[Dataset rows]
↓↓↓

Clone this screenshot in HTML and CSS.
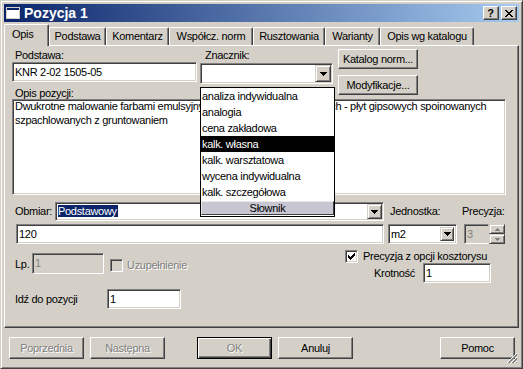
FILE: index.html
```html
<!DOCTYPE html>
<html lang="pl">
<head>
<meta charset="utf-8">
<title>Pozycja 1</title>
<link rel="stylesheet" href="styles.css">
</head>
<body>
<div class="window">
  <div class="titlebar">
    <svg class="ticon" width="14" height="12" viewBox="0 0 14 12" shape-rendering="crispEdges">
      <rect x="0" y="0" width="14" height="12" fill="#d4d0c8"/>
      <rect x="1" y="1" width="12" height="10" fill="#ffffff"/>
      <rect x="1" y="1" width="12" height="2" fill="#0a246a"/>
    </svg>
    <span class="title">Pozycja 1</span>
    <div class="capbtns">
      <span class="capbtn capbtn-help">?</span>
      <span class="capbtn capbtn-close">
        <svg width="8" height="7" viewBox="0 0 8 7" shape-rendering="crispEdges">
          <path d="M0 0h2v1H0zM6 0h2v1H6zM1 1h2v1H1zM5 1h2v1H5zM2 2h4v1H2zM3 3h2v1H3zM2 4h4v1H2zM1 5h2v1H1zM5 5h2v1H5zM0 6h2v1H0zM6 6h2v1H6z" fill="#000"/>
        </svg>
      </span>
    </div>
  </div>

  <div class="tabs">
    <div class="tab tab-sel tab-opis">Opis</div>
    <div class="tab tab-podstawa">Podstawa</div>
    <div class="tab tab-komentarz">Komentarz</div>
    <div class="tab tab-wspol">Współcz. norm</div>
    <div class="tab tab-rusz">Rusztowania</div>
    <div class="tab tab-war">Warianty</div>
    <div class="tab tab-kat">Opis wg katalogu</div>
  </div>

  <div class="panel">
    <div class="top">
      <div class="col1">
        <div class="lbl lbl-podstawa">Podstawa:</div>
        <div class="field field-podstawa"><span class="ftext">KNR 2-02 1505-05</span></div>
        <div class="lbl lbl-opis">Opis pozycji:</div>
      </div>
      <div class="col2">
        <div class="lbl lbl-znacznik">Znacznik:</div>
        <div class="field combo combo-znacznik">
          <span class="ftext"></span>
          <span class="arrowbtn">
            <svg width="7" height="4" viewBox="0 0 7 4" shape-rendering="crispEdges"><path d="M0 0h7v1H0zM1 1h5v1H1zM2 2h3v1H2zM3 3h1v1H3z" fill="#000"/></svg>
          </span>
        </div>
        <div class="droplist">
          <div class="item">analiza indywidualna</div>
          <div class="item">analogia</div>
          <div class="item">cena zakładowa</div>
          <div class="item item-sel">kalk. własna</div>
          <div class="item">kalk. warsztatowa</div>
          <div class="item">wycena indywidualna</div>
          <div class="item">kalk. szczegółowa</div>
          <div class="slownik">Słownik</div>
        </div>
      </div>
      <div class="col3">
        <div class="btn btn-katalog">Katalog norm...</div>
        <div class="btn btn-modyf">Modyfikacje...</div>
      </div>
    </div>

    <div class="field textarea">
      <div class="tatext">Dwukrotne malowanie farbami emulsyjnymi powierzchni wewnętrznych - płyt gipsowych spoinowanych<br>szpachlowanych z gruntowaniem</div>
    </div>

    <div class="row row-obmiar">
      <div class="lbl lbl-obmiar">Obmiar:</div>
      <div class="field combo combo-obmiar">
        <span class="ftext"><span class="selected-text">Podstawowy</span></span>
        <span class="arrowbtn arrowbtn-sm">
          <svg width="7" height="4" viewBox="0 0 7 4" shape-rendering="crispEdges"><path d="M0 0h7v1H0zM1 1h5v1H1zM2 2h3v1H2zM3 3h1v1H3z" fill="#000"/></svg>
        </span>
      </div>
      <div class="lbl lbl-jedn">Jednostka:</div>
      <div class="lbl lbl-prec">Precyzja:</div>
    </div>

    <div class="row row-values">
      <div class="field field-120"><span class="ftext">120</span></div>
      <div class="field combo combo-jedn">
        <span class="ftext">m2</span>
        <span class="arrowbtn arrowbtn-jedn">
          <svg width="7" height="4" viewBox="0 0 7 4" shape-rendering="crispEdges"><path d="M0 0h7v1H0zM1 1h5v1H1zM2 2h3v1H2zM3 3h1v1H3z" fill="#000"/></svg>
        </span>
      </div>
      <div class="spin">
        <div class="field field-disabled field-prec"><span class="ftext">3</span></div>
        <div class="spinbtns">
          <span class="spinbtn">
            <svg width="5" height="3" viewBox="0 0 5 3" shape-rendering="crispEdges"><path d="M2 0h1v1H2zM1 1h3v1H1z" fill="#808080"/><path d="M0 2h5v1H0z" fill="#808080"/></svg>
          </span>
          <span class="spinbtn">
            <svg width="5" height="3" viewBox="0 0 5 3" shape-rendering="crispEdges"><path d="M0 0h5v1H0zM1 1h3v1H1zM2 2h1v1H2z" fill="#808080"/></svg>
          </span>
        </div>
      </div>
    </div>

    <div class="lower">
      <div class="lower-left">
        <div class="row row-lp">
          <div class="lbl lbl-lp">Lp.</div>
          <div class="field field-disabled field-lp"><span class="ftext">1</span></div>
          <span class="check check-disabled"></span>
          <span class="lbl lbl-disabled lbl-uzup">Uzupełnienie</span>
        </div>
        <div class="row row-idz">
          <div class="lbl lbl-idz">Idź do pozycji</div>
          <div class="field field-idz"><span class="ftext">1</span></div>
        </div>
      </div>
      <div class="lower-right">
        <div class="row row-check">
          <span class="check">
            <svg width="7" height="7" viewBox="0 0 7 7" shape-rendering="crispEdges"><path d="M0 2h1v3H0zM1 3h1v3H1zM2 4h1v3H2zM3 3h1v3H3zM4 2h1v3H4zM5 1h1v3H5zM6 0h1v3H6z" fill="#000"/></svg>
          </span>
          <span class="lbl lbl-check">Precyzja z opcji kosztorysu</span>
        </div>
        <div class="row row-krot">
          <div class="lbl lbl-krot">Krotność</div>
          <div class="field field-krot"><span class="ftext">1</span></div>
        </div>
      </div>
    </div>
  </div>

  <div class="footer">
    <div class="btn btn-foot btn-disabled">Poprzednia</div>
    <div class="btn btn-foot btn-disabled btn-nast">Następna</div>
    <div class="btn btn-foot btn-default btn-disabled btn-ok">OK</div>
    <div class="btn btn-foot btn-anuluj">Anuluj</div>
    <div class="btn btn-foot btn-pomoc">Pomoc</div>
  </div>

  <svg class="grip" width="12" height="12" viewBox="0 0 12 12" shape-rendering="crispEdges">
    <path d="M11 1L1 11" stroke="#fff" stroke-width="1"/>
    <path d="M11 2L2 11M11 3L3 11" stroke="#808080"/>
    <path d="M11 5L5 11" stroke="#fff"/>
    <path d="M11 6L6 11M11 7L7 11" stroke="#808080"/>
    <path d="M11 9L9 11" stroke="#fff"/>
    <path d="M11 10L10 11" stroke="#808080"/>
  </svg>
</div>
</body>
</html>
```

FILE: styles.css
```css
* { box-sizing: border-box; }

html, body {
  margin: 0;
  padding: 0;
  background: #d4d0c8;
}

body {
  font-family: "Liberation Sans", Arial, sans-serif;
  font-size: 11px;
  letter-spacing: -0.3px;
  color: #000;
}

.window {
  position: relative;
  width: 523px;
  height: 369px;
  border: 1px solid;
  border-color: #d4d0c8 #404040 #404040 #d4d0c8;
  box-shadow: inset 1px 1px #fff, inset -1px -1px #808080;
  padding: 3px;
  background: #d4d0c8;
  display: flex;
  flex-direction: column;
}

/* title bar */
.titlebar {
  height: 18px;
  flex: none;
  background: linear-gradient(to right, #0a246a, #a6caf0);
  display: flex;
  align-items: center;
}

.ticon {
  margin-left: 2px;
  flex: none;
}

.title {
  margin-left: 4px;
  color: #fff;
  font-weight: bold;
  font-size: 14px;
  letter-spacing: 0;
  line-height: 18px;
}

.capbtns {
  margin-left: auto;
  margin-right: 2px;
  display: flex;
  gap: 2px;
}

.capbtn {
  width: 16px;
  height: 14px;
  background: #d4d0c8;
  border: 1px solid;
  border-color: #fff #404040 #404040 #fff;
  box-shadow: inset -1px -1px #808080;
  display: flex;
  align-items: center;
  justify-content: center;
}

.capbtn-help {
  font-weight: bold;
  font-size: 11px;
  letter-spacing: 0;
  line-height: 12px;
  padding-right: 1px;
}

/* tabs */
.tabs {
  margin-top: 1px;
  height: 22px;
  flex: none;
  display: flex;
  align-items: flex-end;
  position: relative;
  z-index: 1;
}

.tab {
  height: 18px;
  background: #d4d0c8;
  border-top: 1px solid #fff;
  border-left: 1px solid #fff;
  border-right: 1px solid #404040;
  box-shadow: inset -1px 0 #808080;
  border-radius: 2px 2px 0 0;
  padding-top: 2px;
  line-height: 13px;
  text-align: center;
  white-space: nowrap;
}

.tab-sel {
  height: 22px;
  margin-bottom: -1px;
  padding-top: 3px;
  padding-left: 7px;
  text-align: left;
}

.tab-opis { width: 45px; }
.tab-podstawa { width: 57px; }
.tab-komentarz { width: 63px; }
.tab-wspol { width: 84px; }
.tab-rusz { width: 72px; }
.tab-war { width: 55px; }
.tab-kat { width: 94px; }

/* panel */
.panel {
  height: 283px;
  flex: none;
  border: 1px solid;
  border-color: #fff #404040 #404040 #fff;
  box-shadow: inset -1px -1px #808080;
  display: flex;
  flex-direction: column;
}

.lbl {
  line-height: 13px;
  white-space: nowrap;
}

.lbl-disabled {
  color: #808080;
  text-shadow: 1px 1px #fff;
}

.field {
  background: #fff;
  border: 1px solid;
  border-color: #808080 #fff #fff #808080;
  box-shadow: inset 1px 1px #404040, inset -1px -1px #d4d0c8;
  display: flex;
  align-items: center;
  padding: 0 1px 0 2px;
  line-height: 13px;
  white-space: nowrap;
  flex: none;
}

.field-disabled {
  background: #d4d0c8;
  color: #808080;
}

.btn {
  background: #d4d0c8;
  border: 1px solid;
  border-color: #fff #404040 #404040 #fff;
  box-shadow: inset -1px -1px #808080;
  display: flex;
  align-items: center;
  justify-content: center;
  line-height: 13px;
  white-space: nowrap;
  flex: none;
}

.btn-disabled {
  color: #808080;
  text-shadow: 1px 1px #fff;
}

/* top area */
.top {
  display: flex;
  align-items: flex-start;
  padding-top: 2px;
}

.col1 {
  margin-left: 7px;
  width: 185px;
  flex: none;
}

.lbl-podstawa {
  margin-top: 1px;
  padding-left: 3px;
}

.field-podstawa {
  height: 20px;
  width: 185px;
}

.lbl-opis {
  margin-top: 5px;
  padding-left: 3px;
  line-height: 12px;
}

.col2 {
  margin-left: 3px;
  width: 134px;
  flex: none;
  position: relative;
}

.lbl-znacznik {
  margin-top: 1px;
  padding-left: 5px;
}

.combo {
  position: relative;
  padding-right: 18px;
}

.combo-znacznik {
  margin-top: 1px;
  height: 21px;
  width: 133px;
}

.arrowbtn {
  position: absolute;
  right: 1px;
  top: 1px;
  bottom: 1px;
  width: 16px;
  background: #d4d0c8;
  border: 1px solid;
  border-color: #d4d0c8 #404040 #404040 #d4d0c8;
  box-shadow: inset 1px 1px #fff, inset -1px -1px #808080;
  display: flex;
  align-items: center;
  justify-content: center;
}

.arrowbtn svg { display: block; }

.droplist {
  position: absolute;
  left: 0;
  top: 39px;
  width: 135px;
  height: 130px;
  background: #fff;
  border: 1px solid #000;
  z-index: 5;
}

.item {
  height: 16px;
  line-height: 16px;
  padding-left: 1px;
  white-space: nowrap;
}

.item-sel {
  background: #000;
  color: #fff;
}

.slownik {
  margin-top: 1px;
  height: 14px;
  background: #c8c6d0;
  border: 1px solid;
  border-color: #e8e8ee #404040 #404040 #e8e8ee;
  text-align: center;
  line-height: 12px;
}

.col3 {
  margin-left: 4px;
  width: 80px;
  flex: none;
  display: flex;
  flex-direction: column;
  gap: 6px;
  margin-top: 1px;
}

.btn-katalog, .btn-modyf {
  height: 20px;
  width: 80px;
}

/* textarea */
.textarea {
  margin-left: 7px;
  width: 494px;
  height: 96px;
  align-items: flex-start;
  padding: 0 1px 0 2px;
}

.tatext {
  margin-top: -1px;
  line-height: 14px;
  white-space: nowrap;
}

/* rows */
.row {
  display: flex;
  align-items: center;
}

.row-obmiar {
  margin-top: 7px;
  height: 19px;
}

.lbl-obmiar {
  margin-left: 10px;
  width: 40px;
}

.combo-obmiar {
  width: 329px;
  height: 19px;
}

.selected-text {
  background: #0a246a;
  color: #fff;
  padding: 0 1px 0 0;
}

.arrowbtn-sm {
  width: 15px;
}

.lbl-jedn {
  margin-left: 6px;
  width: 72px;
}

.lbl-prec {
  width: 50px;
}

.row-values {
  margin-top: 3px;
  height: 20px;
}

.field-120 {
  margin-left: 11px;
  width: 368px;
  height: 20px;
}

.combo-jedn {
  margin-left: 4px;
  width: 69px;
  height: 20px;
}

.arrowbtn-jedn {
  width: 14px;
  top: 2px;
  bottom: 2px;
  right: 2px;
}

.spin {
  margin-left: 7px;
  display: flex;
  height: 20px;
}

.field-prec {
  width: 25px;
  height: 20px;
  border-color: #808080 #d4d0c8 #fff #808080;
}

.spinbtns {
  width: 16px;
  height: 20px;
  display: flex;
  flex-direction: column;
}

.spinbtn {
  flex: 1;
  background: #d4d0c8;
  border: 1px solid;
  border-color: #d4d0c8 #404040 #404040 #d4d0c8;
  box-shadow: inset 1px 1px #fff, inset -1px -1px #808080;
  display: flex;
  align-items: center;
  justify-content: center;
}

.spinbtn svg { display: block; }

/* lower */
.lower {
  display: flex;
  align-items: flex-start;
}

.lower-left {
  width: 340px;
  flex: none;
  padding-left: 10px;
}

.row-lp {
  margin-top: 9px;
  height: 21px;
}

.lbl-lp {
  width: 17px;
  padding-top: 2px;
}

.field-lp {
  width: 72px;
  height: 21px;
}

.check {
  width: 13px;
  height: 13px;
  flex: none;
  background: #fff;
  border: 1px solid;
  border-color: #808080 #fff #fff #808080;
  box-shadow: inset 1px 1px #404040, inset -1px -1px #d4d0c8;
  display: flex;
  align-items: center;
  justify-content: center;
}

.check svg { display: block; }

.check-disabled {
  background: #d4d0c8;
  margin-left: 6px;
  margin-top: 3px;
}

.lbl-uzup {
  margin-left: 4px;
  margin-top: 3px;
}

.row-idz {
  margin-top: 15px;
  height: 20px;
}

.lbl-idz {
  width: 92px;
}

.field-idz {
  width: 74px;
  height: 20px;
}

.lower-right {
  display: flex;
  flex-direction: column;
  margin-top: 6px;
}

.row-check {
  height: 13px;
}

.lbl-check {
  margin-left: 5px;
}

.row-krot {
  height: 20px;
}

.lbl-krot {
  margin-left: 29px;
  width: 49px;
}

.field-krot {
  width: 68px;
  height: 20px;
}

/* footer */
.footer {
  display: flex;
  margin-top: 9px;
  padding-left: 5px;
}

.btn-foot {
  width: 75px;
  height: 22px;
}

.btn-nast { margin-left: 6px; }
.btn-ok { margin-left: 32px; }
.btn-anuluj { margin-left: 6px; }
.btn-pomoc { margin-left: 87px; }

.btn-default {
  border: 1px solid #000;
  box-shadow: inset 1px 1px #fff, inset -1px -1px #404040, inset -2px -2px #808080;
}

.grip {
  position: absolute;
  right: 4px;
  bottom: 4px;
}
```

↑↑↑
↓↓↓

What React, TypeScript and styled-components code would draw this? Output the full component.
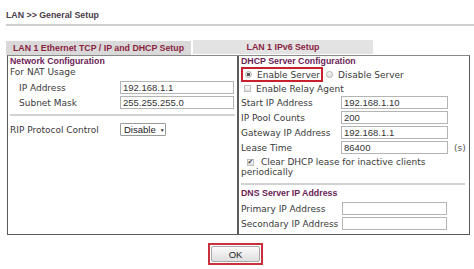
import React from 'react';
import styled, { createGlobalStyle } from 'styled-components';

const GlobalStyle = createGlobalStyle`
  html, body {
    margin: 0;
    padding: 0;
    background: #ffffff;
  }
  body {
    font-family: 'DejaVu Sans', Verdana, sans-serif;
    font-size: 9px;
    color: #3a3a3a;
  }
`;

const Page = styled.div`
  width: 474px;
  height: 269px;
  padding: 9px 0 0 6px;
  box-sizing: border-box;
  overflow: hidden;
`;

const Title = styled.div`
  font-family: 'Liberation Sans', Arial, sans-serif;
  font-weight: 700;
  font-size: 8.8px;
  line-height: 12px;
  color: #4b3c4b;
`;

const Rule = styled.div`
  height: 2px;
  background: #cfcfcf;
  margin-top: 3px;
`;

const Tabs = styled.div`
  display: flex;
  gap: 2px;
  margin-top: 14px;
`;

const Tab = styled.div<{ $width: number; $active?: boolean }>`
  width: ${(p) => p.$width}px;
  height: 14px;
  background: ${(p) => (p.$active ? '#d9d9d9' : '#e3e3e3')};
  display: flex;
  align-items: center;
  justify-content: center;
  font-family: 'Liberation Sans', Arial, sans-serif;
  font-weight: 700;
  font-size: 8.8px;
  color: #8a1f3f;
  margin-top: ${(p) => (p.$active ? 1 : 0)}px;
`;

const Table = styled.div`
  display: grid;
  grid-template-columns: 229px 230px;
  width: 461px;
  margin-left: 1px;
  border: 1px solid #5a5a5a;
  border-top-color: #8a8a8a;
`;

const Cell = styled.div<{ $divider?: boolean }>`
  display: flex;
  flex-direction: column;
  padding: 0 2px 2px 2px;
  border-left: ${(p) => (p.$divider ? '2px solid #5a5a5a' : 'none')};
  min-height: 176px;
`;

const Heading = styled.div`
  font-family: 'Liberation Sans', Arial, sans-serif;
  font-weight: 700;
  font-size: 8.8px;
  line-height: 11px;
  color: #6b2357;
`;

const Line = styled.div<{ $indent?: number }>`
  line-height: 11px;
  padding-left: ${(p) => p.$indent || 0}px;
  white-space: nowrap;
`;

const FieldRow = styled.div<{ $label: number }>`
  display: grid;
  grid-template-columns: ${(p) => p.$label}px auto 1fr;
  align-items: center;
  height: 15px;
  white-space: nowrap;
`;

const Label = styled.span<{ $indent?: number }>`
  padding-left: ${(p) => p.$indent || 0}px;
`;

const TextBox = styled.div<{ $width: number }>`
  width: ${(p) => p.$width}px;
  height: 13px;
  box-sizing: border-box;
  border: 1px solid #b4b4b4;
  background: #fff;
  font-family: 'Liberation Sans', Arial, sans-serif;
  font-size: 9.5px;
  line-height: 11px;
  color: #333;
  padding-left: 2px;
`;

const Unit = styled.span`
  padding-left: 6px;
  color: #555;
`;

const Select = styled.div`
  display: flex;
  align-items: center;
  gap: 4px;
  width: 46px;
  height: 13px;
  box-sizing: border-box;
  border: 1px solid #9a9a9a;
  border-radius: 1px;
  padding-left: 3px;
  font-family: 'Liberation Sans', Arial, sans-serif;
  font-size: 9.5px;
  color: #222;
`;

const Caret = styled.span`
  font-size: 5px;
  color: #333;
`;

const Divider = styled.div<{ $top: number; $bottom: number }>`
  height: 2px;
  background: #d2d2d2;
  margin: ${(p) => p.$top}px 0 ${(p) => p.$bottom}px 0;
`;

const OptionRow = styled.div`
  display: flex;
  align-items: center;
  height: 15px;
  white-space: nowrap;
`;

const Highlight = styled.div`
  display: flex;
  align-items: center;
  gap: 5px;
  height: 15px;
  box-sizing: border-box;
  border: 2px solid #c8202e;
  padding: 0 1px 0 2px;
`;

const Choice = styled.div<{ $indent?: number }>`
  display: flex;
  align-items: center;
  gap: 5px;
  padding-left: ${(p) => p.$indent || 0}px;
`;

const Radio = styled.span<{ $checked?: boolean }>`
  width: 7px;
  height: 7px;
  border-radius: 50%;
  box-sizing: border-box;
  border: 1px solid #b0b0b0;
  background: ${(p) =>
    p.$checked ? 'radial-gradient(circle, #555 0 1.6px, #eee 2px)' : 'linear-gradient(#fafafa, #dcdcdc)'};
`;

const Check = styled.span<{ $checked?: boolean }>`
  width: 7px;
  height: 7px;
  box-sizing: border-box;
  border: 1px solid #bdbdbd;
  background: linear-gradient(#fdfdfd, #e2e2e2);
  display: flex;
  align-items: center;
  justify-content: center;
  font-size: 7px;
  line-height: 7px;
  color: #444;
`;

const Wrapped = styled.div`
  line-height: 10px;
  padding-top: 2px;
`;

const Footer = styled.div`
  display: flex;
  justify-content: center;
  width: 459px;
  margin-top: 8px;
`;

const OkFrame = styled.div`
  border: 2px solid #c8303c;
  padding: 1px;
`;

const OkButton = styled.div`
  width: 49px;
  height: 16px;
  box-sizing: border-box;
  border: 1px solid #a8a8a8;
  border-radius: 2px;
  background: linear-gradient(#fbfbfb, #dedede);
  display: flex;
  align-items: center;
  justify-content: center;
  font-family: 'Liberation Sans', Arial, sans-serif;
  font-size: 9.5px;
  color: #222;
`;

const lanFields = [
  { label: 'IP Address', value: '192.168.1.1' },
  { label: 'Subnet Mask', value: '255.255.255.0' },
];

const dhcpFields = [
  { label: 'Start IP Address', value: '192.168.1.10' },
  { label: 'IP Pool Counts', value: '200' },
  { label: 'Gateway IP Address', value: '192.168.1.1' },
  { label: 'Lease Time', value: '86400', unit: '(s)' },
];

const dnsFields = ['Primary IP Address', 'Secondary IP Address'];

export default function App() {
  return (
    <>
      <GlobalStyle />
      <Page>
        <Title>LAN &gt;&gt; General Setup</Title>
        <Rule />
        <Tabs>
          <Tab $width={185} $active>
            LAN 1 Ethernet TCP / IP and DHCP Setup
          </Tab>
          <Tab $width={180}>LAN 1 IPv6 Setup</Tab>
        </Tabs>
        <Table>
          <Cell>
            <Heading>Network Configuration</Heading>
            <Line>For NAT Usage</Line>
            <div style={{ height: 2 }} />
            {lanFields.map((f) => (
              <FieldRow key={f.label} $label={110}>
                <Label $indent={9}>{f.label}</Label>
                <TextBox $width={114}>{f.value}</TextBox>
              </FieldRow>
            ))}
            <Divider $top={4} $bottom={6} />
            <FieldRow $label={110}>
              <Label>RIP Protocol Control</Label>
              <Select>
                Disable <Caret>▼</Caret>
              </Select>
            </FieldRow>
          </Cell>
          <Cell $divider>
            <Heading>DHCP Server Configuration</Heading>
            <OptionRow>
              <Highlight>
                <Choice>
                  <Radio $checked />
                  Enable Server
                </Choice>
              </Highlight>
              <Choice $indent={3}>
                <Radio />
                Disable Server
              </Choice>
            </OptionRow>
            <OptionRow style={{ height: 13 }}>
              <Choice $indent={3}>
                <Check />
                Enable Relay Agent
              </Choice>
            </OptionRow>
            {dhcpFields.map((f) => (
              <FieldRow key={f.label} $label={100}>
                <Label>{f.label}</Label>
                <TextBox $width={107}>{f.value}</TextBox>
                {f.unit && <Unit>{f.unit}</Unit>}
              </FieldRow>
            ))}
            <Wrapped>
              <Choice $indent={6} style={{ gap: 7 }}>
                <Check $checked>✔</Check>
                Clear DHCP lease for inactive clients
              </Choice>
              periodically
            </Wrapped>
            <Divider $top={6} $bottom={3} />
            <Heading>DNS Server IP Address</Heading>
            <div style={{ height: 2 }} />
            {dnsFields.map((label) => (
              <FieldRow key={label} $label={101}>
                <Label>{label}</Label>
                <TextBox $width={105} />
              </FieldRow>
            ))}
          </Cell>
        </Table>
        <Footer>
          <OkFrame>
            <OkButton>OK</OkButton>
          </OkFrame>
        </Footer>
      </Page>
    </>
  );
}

↑↑↑

→ **What is being asked**
Which lines hold the word "components"? Copy all of them.

→ **Finished answer**
What React, TypeScript and styled-components code would draw this? Output the full component.
import styled, { createGlobalStyle } from 'styled-components';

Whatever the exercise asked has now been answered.